» Challenge: Skip all pictures. Write out the data below from its first line through the line that contains "shrink-0 bg-[#f0f0f0] border-r".

─── Information supplied ───

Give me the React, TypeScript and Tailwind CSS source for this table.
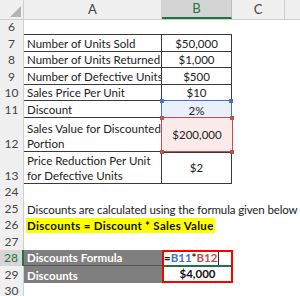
const font = { fontFamily: "Lato, 'Open Sans', sans-serif" };

const ROW_HEAD = "w-[24px] shrink-0 bg-[#f0f0f0] border-r border-[#cfcfcf] flex items-end justify-center text-[12px] text-[#444] leading-[15px]";

function RowNum({ n, active = false }: { n: number; active?: boolean }) {
  return (
    <div
      className={
        active
          ? "w-[24px] shrink-0 bg-[#d6d6d6] border-r-2 border-[#217346] flex items-end justify-center text-[12px] text-[#217346] leading-[15px]"
          : ROW_HEAD
      }
    >
      <span className="pb-[1px]">{n}</span>
    </div>
  );
}

function Handle({ pos, color }: { pos: string; color: string }) {
  return <span className={`absolute h-[4px] w-[4px] ${pos} ${color}`} />;
}

function TableRow({ n, label, value }: { n: number; label: string; value: string }) {
  return (
    <div className="flex h-[16.5px]">
      <RowNum n={n} />
      <div className="w-[138px] shrink-0 overflow-hidden whitespace-nowrap border-r border-b border-[#3a3a3a] px-[3px] flex items-end text-[11.5px] leading-[15px] text-[#222]">
        {label}
      </div>
      <div className="w-[70px] shrink-0 border-r border-b border-[#3a3a3a] flex items-end justify-center text-[11.5px] leading-[15px] text-[#222]">
        {value}
      </div>
    </div>
  );
}

export default function App() {
  return (
    <div className="w-[300px] h-[296px] overflow-hidden bg-white" style={font}>
      {/* column headers */}
      <div className="flex h-[20px] bg-[#f0f0f0] border-b border-[#cfcfcf]">
        <div className="relative w-[24px] shrink-0 border-r border-[#cfcfcf]">
          <div className="absolute right-[2px] bottom-[2px] h-0 w-0 border-l-[11px] border-b-[11px] border-l-transparent border-b-[#b4b4b4]" />
        </div>
        <div className="w-[138px] shrink-0 border-r border-[#cfcfcf] flex items-center justify-center text-[13px] text-[#444]">A</div>
        <div className="w-[70px] shrink-0 bg-[#d4d4d4] border-r border-[#bdbdbd] border-b-2 border-b-[#217346] flex items-center justify-center text-[13px] text-[#217346]">B</div>
        <div className="w-[53px] shrink-0 border-r border-[#cfcfcf] flex items-center justify-center text-[13px] text-[#444]">C</div>
        <div className="flex-1" />
      </div>

      {/* row 6 */}
      <div className="flex h-[15px]">
        <RowNum n={6} />
        <div className="w-[208px] shrink-0 border-b border-[#3a3a3a]" />
      </div>

      <TableRow n={7} label="Number of Units Sold" value="$50,000" />
      <TableRow n={8} label="Number of Units Returned" value="$1,000" />
      <TableRow n={9} label="Number of Defective Units" value="$500" />
      <TableRow n={10} label="Sales Price Per Unit" value="$10" />

      {/* row 11 */}
      <div className="flex h-[16.5px]">
        <RowNum n={11} />
        <div className="w-[138px] shrink-0 border-r border-b border-[#3a3a3a] px-[3px] flex items-end text-[11.5px] leading-[15px] text-[#222]">Discount</div>
        <div className="relative w-[70px] shrink-0 bg-[#e9f0fa] border-r border-[#3a3a3a] flex items-end justify-center text-[11.5px] leading-[15px] text-[#222]">
          <div className="absolute -left-px -top-px right-[-1px] bottom-0 border border-[#4472c4]" />
          <Handle pos="-left-[2px] -top-[2px]" color="bg-[#4472c4]" />
          <Handle pos="-right-[2px] -top-[2px]" color="bg-[#4472c4]" />
          <span className="relative">2%</span>
        </div>
      </div>

      {/* row 12 */}
      <div className="flex h-[34.5px]">
        <RowNum n={12} />
        <div className="w-[138px] shrink-0 overflow-hidden border-r border-b border-[#3a3a3a] px-[3px] flex flex-col justify-end text-[11.5px] leading-[15px] text-[#222]">
          <span className="whitespace-nowrap">Sales Value for Discounted</span>
          <span>Portion</span>
        </div>
        <div className="relative w-[70px] shrink-0 bg-[#fbeaea] flex items-center justify-center text-[11.5px] leading-[15px] text-[#222]">
          <div className="absolute -left-px -top-px right-[-1px] bottom-0 border border-[#c0504d]" />
          <Handle pos="-left-[2px] -top-[2px]" color="bg-[#c0504d]" />
          <Handle pos="-right-[2px] -top-[2px]" color="bg-[#c0504d]" />
          <Handle pos="-left-[2px] -bottom-[2px]" color="bg-[#c0504d]" />
          <Handle pos="-right-[2px] -bottom-[2px]" color="bg-[#c0504d]" />
          <span className="relative">$200,000</span>
        </div>
      </div>

      {/* row 13 */}
      <div className="flex h-[31.5px]">
        <RowNum n={13} />
        <div className="w-[138px] shrink-0 overflow-hidden border-r border-b border-[#3a3a3a] px-[3px] flex flex-col justify-end text-[11.5px] leading-[15px] text-[#222]">
          <span className="whitespace-nowrap">Price Reduction Per Unit</span>
          <span>for Defective Units</span>
        </div>
        <div className="w-[70px] shrink-0 border-t border-r border-b border-[#3a3a3a] flex items-center justify-center text-[11.5px] leading-[15px] text-[#222]">$2</div>
      </div>

      {/* row 24 */}
      <div className="flex h-[16.5px]">
        <RowNum n={24} />
      </div>

      {/* row 25 */}
      <div className="flex h-[16.5px]">
        <RowNum n={25} />
        <div className="px-[3px] flex items-end whitespace-nowrap text-[11.5px] leading-[15px] tracking-[-0.12px] text-[#222]">
          Discounts are calculated using the formula given below
        </div>
      </div>

      {/* row 26 */}
      <div className="flex h-[16.5px]">
        <RowNum n={26} />
        <div className="pl-[2px] flex items-end whitespace-nowrap text-[11.5px] leading-[15px] tracking-[0.3px] text-[#111] font-bold">
          <span className="bg-[#ffff00] px-[1px]">Discounts = Discount * Sales Value</span>
        </div>
      </div>

      {/* row 27 */}
      <div className="flex h-[16.5px]">
        <RowNum n={27} />
      </div>

      {/* rows 28 - 29 */}
      <div className="flex">
        <div className="flex flex-col">
          <div className="flex h-[16.5px]">
            <RowNum n={28} active />
            <div className="w-[138px] shrink-0 bg-[#7f7f7f] border-b border-[#555] px-[3px] flex items-end text-[11.5px] leading-[15px] text-white font-bold">
              Discounts Formula
            </div>
          </div>
          <div className="flex h-[16.5px]">
            <RowNum n={29} />
            <div className="w-[138px] shrink-0 bg-[#7f7f7f] px-[3px] flex items-end text-[11.5px] leading-[15px] text-white font-bold">
              Discounts
            </div>
          </div>
        </div>
        <div className="w-[71px] h-[33px] shrink-0 border-2 border-[#ff0000] flex flex-col">
          <div className="h-[15px] border-b-2 border-[#217346] flex items-end text-[11.5px] leading-[14px] font-bold">
            <span className="text-[#222]">=</span>
            <span className="text-[#4472c4]">B11</span>
            <span className="text-[#222]">*</span>
            <span className="text-[#c0504d]">B12</span>
            <span className="ml-[1px] h-[13px] w-px bg-[#222]" />
          </div>
          <div className="flex-1 flex items-end justify-center text-[11.5px] leading-[14px] font-bold text-[#111]">$4,000</div>
        </div>
      </div>

      {/* row 30 */}
      <div className="flex h-[16.5px]">
        <RowNum n={30} />
      </div>
    </div>
  );
}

───

» Answer to the exercise:
Give me the React, TypeScript and Tailwind CSS source for this table.
const font = { fontFamily: "Lato, 'Open Sans', sans-serif" };

const ROW_HEAD = "w-[24px] shrink-0 bg-[#f0f0f0] border-r border-[#cfcfcf] flex items-end justify-center text-[12px] text-[#444] leading-[15px]";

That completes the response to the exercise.